STORED RECORDS ▸

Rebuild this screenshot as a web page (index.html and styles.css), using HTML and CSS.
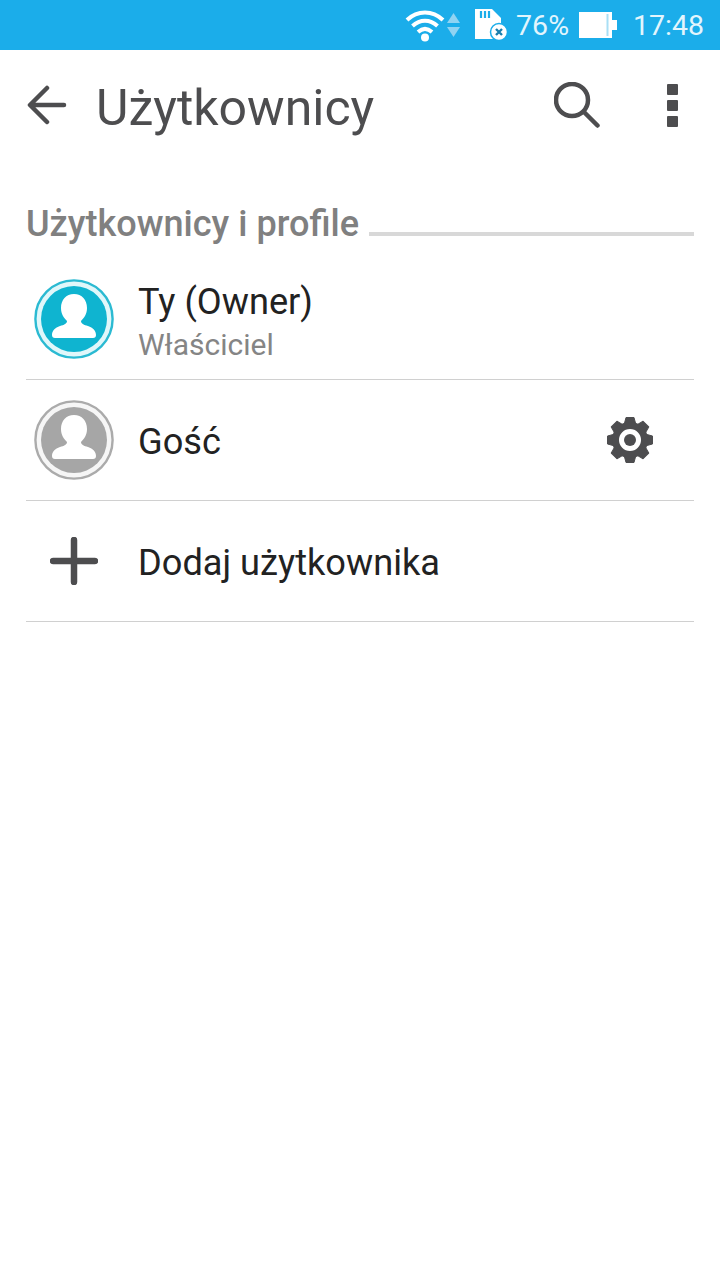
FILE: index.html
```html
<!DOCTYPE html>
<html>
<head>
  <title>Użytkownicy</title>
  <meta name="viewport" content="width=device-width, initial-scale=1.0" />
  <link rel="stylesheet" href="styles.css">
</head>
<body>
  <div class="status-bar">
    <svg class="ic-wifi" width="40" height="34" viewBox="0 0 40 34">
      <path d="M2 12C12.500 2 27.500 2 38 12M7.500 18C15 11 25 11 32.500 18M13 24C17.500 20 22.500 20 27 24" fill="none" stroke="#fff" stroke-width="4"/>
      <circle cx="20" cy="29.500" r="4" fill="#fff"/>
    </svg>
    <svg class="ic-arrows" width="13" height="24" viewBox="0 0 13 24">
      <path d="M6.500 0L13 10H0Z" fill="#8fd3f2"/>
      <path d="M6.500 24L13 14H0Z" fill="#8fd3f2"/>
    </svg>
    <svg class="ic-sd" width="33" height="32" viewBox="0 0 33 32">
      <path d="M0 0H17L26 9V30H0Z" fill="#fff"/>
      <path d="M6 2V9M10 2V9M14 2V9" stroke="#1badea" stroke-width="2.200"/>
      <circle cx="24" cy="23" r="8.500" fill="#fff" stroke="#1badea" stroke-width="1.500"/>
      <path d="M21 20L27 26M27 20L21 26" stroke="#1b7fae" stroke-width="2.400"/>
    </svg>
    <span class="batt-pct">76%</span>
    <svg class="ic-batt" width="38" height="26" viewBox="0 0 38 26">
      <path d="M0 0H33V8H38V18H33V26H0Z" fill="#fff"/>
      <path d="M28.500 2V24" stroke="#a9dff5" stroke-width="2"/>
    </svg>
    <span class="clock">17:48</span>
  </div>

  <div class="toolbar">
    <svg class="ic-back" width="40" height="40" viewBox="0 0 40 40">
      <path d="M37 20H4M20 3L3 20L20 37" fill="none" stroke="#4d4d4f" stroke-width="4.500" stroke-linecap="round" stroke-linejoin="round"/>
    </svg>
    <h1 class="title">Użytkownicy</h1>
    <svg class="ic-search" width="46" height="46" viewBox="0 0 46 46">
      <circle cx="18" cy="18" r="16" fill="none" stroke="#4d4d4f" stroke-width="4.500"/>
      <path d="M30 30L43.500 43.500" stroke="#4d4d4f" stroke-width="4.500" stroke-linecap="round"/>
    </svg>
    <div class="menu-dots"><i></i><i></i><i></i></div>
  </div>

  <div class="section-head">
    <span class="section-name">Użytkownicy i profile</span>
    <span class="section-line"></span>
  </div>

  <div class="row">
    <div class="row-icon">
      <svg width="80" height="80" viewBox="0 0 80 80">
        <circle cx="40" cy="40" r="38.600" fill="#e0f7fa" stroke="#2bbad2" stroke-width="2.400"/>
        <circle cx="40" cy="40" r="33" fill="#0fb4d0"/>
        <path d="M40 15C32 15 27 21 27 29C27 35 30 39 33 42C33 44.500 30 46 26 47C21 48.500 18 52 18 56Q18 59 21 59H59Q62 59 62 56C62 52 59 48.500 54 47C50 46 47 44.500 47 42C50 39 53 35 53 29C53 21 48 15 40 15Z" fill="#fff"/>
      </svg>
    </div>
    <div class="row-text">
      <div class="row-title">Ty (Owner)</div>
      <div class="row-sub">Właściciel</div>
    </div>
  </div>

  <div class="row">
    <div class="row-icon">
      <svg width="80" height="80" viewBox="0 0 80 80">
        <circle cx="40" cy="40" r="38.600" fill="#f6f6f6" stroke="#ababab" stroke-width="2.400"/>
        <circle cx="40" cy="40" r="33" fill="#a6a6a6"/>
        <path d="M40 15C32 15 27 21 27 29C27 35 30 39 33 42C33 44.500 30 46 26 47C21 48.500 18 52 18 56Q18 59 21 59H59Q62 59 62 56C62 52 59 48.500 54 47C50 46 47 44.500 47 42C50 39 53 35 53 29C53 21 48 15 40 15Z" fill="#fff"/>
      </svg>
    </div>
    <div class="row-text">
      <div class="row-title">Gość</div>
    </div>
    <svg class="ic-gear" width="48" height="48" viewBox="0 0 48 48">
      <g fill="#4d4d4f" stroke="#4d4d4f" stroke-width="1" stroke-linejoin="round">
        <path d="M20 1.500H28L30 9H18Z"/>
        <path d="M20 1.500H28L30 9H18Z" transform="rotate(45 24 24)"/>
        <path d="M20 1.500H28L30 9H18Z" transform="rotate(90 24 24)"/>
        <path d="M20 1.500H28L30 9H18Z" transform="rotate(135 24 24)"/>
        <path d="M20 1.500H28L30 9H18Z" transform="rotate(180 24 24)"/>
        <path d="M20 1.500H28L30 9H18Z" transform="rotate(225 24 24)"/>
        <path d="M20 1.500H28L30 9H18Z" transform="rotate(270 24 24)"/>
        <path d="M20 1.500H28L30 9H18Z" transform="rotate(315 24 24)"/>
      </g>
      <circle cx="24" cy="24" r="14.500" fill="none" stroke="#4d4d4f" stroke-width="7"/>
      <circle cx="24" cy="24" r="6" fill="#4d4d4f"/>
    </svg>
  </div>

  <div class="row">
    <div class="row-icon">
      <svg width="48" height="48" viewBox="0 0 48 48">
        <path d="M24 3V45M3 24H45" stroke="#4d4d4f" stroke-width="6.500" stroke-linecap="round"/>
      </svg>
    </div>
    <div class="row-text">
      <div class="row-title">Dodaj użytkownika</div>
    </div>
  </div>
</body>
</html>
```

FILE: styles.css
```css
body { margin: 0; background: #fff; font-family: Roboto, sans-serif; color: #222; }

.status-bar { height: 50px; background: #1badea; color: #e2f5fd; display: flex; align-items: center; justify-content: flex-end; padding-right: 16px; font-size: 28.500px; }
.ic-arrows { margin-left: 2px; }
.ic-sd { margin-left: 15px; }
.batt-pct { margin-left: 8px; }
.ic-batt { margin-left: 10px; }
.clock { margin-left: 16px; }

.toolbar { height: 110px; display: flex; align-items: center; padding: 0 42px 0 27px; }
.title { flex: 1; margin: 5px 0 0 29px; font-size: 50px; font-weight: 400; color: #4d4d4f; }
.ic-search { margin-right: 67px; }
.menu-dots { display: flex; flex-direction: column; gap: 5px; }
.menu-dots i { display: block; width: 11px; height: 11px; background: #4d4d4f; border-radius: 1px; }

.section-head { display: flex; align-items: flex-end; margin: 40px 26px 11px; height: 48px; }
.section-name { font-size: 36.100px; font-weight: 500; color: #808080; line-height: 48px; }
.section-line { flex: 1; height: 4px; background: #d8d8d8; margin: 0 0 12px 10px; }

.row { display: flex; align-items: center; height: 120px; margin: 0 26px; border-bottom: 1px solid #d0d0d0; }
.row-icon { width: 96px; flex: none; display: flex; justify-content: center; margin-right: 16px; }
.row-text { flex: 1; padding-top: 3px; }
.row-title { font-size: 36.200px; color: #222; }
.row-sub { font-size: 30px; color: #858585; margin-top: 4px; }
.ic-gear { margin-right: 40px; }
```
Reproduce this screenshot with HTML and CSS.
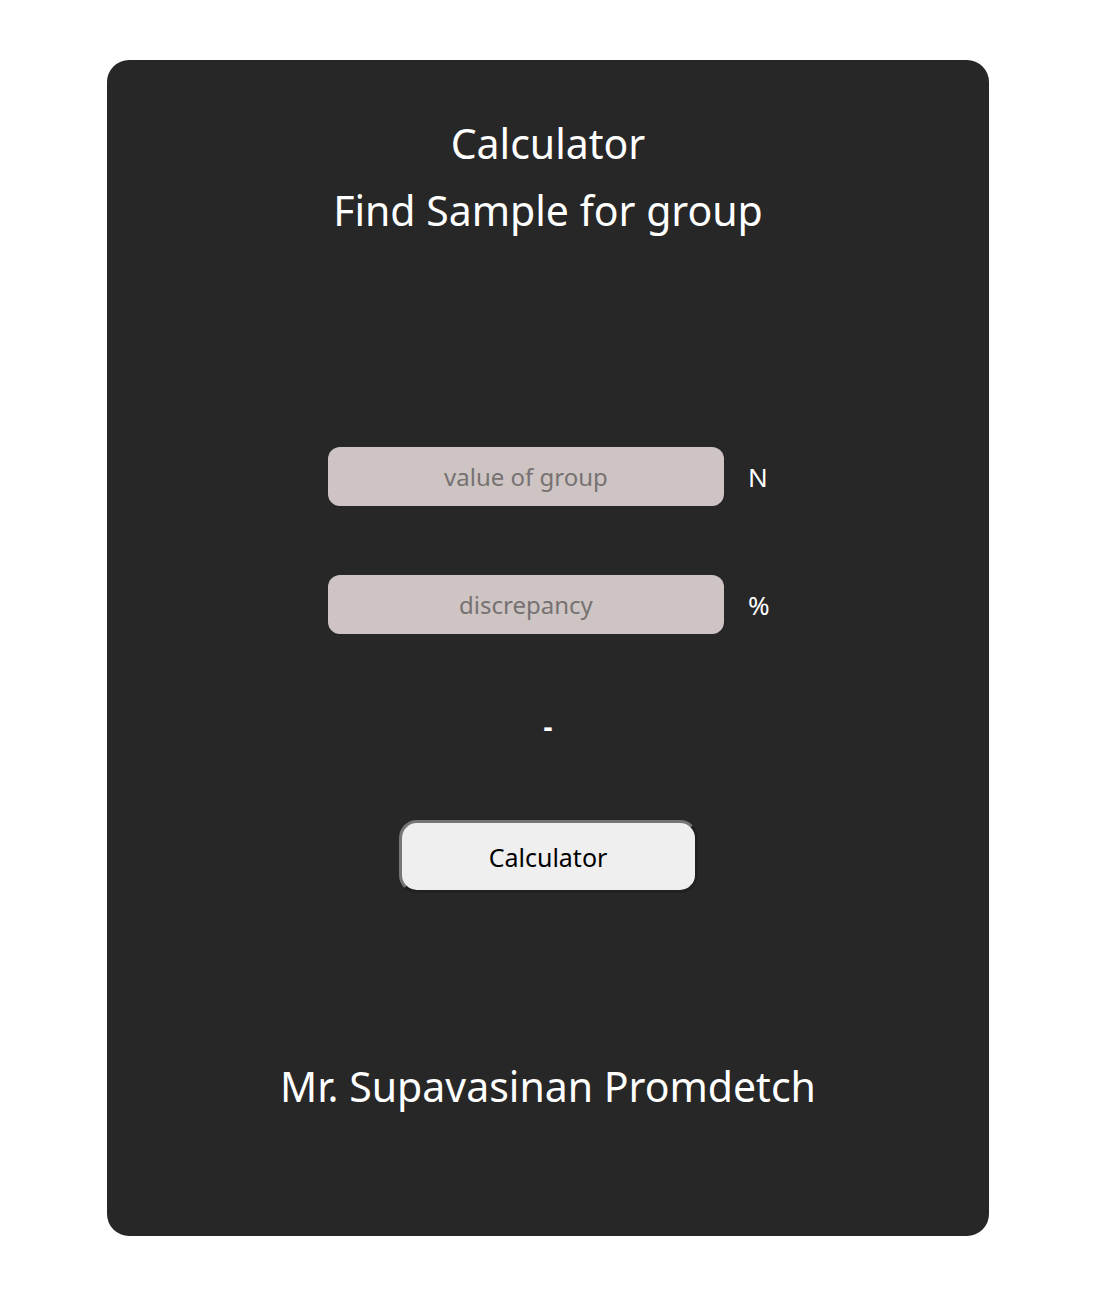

EXERCISE DIRECTIONS ▸ Write out the material above again, word for word, minus its pictures.

TASK RESULT ▸
Rebuild this screenshot as a web page (index.html and styles.css), using HTML and CSS.
FILE: index.html
```html
<!DOCTYPE html>
<html>
<head>
  <title>Użytkownicy</title>
  <meta name="viewport" content="width=device-width, initial-scale=1.0" />
  <link rel="stylesheet" href="styles.css">
</head>
<body>
  <div class="status-bar">
    <svg class="ic-wifi" width="40" height="34" viewBox="0 0 40 34">
      <path d="M2 12C12.500 2 27.500 2 38 12M7.500 18C15 11 25 11 32.500 18M13 24C17.500 20 22.500 20 27 24" fill="none" stroke="#fff" stroke-width="4"/>
      <circle cx="20" cy="29.500" r="4" fill="#fff"/>
    </svg>
    <svg class="ic-arrows" width="13" height="24" viewBox="0 0 13 24">
      <path d="M6.500 0L13 10H0Z" fill="#8fd3f2"/>
      <path d="M6.500 24L13 14H0Z" fill="#8fd3f2"/>
    </svg>
    <svg class="ic-sd" width="33" height="32" viewBox="0 0 33 32">
      <path d="M0 0H17L26 9V30H0Z" fill="#fff"/>
      <path d="M6 2V9M10 2V9M14 2V9" stroke="#1badea" stroke-width="2.200"/>
      <circle cx="24" cy="23" r="8.500" fill="#fff" stroke="#1badea" stroke-width="1.500"/>
      <path d="M21 20L27 26M27 20L21 26" stroke="#1b7fae" stroke-width="2.400"/>
    </svg>
    <span class="batt-pct">76%</span>
    <svg class="ic-batt" width="38" height="26" viewBox="0 0 38 26">
      <path d="M0 0H33V8H38V18H33V26H0Z" fill="#fff"/>
      <path d="M28.500 2V24" stroke="#a9dff5" stroke-width="2"/>
    </svg>
    <span class="clock">17:48</span>
  </div>

  <div class="toolbar">
    <svg class="ic-back" width="40" height="40" viewBox="0 0 40 40">
      <path d="M37 20H4M20 3L3 20L20 37" fill="none" stroke="#4d4d4f" stroke-width="4.500" stroke-linecap="round" stroke-linejoin="round"/>
    </svg>
    <h1 class="title">Użytkownicy</h1>
    <svg class="ic-search" width="46" height="46" viewBox="0 0 46 46">
      <circle cx="18" cy="18" r="16" fill="none" stroke="#4d4d4f" stroke-width="4.500"/>
      <path d="M30 30L43.500 43.500" stroke="#4d4d4f" stroke-width="4.500" stroke-linecap="round"/>
    </svg>
    <div class="menu-dots"><i></i><i></i><i></i></div>
  </div>

  <div class="section-head">
    <span class="section-name">Użytkownicy i profile</span>
    <span class="section-line"></span>
  </div>

  <div class="row">
    <div class="row-icon">
      <svg width="80" height="80" viewBox="0 0 80 80">
        <circle cx="40" cy="40" r="38.600" fill="#e0f7fa" stroke="#2bbad2" stroke-width="2.400"/>
        <circle cx="40" cy="40" r="33" fill="#0fb4d0"/>
        <path d="M40 15C32 15 27 21 27 29C27 35 30 39 33 42C33 44.500 30 46 26 47C21 48.500 18 52 18 56Q18 59 21 59H59Q62 59 62 56C62 52 59 48.500 54 47C50 46 47 44.500 47 42C50 39 53 35 53 29C53 21 48 15 40 15Z" fill="#fff"/>
      </svg>
    </div>
    <div class="row-text">
      <div class="row-title">Ty (Owner)</div>
      <div class="row-sub">Właściciel</div>
    </div>
  </div>

  <div class="row">
    <div class="row-icon">
      <svg width="80" height="80" viewBox="0 0 80 80">
        <circle cx="40" cy="40" r="38.600" fill="#f6f6f6" stroke="#ababab" stroke-width="2.400"/>
        <circle cx="40" cy="40" r="33" fill="#a6a6a6"/>
        <path d="M40 15C32 15 27 21 27 29C27 35 30 39 33 42C33 44.500 30 46 26 47C21 48.500 18 52 18 56Q18 59 21 59H59Q62 59 62 56C62 52 59 48.500 54 47C50 46 47 44.500 47 42C50 39 53 35 53 29C53 21 48 15 40 15Z" fill="#fff"/>
      </svg>
    </div>
    <div class="row-text">
      <div class="row-title">Gość</div>
    </div>
    <svg class="ic-gear" width="48" height="48" viewBox="0 0 48 48">
      <g fill="#4d4d4f" stroke="#4d4d4f" stroke-width="1" stroke-linejoin="round">
        <path d="M20 1.500H28L30 9H18Z"/>
        <path d="M20 1.500H28L30 9H18Z" transform="rotate(45 24 24)"/>
        <path d="M20 1.500H28L30 9H18Z" transform="rotate(90 24 24)"/>
        <path d="M20 1.500H28L30 9H18Z" transform="rotate(135 24 24)"/>
        <path d="M20 1.500H28L30 9H18Z" transform="rotate(180 24 24)"/>
        <path d="M20 1.500H28L30 9H18Z" transform="rotate(225 24 24)"/>
        <path d="M20 1.500H28L30 9H18Z" transform="rotate(270 24 24)"/>
        <path d="M20 1.500H28L30 9H18Z" transform="rotate(315 24 24)"/>
      </g>
      <circle cx="24" cy="24" r="14.500" fill="none" stroke="#4d4d4f" stroke-width="7"/>
      <circle cx="24" cy="24" r="6" fill="#4d4d4f"/>
    </svg>
  </div>

  <div class="row">
    <div class="row-icon">
      <svg width="48" height="48" viewBox="0 0 48 48">
        <path d="M24 3V45M3 24H45" stroke="#4d4d4f" stroke-width="6.500" stroke-linecap="round"/>
      </svg>
    </div>
    <div class="row-text">
      <div class="row-title">Dodaj użytkownika</div>
    </div>
  </div>
</body>
</html>
```

FILE: styles.css
```css
body { margin: 0; background: #fff; font-family: Roboto, sans-serif; color: #222; }

.status-bar { height: 50px; background: #1badea; color: #e2f5fd; display: flex; align-items: center; justify-content: flex-end; padding-right: 16px; font-size: 28.500px; }
.ic-arrows { margin-left: 2px; }
.ic-sd { margin-left: 15px; }
.batt-pct { margin-left: 8px; }
.ic-batt { margin-left: 10px; }
.clock { margin-left: 16px; }

.toolbar { height: 110px; display: flex; align-items: center; padding: 0 42px 0 27px; }
.title { flex: 1; margin: 5px 0 0 29px; font-size: 50px; font-weight: 400; color: #4d4d4f; }
.ic-search { margin-right: 67px; }
.menu-dots { display: flex; flex-direction: column; gap: 5px; }
.menu-dots i { display: block; width: 11px; height: 11px; background: #4d4d4f; border-radius: 1px; }

.section-head { display: flex; align-items: flex-end; margin: 40px 26px 11px; height: 48px; }
.section-name { font-size: 36.100px; font-weight: 500; color: #808080; line-height: 48px; }
.section-line { flex: 1; height: 4px; background: #d8d8d8; margin: 0 0 12px 10px; }

.row { display: flex; align-items: center; height: 120px; margin: 0 26px; border-bottom: 1px solid #d0d0d0; }
.row-icon { width: 96px; flex: none; display: flex; justify-content: center; margin-right: 16px; }
.row-text { flex: 1; padding-top: 3px; }
.row-title { font-size: 36.200px; color: #222; }
.row-sub { font-size: 30px; color: #858585; margin-top: 4px; }
.ic-gear { margin-right: 40px; }
```
Reproduce this screenshot with HTML and CSS.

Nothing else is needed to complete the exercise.